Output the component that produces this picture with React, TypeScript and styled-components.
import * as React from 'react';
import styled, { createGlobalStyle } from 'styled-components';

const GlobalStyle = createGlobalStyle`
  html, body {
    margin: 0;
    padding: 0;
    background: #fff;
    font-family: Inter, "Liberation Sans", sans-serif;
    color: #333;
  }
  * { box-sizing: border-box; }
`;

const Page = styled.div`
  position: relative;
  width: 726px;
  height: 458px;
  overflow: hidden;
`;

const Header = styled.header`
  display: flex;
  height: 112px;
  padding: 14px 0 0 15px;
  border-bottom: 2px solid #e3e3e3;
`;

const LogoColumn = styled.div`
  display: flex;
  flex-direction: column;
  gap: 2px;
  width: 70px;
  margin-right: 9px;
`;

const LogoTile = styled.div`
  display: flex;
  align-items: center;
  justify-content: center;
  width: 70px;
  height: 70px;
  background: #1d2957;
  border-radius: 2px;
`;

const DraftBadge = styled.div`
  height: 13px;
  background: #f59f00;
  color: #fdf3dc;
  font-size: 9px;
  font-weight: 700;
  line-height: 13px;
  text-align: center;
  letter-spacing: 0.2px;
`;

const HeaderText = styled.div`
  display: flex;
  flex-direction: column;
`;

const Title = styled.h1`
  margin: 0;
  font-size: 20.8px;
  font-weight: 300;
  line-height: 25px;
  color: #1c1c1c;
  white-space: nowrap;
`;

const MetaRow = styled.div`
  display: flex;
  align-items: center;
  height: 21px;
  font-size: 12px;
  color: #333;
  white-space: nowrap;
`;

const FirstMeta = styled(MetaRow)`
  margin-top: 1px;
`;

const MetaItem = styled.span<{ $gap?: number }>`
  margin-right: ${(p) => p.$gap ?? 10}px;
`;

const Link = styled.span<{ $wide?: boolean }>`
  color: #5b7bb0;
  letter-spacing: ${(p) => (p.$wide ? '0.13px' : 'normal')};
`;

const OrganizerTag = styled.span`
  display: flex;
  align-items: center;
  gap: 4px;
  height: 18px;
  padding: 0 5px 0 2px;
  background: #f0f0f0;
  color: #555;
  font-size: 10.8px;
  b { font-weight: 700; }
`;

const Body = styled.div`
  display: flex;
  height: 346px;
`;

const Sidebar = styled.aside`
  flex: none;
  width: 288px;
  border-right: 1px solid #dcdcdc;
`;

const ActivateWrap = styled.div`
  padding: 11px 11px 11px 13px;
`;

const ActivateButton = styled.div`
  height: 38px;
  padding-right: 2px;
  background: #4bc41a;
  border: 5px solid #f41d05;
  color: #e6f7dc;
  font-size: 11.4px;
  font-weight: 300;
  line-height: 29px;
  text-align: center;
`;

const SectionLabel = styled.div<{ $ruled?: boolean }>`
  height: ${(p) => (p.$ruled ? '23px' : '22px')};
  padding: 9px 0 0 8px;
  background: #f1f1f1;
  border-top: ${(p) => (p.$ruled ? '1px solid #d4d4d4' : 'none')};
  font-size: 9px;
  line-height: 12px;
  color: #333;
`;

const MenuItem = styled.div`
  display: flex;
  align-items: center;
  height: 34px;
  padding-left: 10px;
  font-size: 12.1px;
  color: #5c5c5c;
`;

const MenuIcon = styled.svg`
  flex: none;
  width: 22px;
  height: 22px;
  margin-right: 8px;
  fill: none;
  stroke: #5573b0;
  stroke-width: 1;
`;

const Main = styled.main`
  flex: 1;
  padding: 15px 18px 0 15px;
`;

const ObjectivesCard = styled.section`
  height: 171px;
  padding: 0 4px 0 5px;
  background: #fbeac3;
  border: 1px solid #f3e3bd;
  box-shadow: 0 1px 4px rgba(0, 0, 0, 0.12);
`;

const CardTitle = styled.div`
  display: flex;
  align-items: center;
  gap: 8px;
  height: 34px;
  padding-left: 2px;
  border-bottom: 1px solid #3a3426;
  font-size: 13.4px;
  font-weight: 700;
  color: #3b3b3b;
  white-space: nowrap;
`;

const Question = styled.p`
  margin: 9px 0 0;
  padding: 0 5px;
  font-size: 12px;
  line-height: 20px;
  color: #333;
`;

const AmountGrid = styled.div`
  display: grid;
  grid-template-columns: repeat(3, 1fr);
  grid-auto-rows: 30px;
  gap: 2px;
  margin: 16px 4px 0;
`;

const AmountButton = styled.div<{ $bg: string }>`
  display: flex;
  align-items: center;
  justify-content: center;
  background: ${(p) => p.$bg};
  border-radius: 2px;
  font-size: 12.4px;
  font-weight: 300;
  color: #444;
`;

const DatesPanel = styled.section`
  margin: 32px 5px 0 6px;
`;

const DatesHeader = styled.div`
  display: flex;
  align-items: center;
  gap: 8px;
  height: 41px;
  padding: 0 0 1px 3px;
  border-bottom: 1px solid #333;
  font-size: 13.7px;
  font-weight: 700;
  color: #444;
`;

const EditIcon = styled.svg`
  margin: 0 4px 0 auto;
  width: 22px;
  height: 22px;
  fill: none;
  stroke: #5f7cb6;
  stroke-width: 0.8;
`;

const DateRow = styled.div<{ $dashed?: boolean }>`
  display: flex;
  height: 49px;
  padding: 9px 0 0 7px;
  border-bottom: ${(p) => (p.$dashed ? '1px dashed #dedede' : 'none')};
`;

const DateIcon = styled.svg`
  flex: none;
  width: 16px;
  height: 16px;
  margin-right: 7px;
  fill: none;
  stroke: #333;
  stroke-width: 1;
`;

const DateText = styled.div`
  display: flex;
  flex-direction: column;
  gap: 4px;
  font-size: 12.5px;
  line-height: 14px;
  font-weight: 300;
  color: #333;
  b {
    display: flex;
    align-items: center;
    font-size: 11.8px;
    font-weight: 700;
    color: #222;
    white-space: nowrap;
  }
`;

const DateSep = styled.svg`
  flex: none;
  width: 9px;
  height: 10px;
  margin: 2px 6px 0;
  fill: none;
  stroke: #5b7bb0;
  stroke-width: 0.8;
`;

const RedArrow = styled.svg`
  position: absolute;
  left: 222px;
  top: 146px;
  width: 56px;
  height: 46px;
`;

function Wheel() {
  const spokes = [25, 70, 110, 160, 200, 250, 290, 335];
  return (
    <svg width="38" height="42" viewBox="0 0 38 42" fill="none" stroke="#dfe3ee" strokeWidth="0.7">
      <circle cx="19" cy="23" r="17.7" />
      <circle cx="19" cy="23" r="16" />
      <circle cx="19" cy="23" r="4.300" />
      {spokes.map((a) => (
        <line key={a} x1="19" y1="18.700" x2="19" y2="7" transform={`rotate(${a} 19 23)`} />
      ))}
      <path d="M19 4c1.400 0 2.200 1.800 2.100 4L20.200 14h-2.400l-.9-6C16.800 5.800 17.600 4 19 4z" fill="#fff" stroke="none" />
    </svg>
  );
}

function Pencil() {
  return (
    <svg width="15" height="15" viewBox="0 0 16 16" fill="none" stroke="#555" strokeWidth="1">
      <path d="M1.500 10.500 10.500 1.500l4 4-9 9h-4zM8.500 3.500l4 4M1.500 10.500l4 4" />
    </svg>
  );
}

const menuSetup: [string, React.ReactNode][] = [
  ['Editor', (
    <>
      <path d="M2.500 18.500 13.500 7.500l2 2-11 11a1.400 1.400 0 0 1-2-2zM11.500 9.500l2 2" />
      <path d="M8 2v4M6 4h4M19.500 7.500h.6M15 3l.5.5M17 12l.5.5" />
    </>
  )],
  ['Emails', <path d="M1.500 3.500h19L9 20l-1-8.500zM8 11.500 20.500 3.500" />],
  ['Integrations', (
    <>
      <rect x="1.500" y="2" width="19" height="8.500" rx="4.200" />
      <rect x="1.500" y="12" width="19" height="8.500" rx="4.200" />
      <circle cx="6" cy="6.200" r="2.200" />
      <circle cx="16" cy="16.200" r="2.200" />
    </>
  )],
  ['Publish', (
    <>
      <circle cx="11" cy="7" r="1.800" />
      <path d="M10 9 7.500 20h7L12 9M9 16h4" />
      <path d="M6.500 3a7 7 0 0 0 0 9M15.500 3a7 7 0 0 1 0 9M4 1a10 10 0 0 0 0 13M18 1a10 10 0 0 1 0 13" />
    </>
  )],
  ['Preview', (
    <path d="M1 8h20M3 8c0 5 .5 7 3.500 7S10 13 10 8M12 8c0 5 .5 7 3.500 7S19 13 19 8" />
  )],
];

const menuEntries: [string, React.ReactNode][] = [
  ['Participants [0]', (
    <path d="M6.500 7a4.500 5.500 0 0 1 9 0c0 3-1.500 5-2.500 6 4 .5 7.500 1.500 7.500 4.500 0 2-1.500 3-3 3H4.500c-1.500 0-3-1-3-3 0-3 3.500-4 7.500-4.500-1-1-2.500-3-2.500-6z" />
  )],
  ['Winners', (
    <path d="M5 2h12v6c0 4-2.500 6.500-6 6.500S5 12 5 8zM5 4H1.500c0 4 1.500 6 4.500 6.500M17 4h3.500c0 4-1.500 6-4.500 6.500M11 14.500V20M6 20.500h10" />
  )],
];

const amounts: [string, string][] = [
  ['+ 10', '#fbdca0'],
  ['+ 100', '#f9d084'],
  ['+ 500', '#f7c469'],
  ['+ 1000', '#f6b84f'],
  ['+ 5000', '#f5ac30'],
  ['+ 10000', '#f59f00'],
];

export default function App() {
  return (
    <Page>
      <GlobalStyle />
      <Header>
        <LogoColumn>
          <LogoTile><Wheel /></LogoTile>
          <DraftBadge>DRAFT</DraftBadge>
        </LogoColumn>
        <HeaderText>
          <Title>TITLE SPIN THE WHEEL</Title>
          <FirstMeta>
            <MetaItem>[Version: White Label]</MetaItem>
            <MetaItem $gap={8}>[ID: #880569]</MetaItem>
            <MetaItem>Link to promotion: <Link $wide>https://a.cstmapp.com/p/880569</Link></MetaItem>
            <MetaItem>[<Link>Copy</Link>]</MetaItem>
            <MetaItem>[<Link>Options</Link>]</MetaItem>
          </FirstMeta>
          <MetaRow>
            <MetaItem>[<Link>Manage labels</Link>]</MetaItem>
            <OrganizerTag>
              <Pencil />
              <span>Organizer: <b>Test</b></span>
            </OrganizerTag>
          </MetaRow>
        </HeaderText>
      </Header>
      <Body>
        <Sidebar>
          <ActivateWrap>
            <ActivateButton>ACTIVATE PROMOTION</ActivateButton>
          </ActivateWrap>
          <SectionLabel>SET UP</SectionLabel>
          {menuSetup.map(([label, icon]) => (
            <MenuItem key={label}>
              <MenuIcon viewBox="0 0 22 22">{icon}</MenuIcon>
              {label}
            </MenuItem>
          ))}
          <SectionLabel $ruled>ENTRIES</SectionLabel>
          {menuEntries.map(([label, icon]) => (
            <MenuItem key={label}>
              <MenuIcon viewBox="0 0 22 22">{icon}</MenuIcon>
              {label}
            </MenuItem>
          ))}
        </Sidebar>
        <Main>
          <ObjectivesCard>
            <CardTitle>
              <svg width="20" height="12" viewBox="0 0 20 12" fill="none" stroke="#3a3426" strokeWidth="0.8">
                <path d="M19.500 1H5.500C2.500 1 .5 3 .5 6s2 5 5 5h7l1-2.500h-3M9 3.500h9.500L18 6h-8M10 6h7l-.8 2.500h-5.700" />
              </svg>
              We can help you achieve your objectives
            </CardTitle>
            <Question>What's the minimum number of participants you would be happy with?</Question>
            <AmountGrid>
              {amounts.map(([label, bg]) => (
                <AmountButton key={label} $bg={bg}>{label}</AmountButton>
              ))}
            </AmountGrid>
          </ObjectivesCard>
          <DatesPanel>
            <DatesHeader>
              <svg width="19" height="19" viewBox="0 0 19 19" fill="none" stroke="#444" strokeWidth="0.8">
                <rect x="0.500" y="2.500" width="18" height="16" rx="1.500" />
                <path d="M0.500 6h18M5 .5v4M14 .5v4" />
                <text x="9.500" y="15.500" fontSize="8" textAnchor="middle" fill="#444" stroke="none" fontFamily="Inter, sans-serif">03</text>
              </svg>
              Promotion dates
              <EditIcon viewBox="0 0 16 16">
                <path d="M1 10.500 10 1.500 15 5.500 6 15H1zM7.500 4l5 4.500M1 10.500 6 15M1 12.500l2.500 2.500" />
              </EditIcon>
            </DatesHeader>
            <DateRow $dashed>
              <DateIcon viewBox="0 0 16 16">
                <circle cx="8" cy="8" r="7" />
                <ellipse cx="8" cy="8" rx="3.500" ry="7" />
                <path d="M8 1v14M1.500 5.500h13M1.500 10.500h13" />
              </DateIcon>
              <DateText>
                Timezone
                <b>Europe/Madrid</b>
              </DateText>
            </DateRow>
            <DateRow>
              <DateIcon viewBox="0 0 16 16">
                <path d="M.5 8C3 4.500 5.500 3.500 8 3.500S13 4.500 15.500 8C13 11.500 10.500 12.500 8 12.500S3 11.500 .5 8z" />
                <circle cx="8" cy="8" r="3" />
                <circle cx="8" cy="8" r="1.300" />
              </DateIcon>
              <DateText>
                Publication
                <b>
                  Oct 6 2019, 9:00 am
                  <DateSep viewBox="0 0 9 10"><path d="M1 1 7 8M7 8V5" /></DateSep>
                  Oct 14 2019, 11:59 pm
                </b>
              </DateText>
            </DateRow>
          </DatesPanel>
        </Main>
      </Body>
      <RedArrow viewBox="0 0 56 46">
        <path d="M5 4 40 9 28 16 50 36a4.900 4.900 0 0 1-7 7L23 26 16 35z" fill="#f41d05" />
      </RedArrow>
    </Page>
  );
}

### [Exercise task]
Report every line in the data above in which the word "components" appears.

### [Reply]
Output the component that produces this picture with React, TypeScript and styled-components.
import styled, { createGlobalStyle } from 'styled-components';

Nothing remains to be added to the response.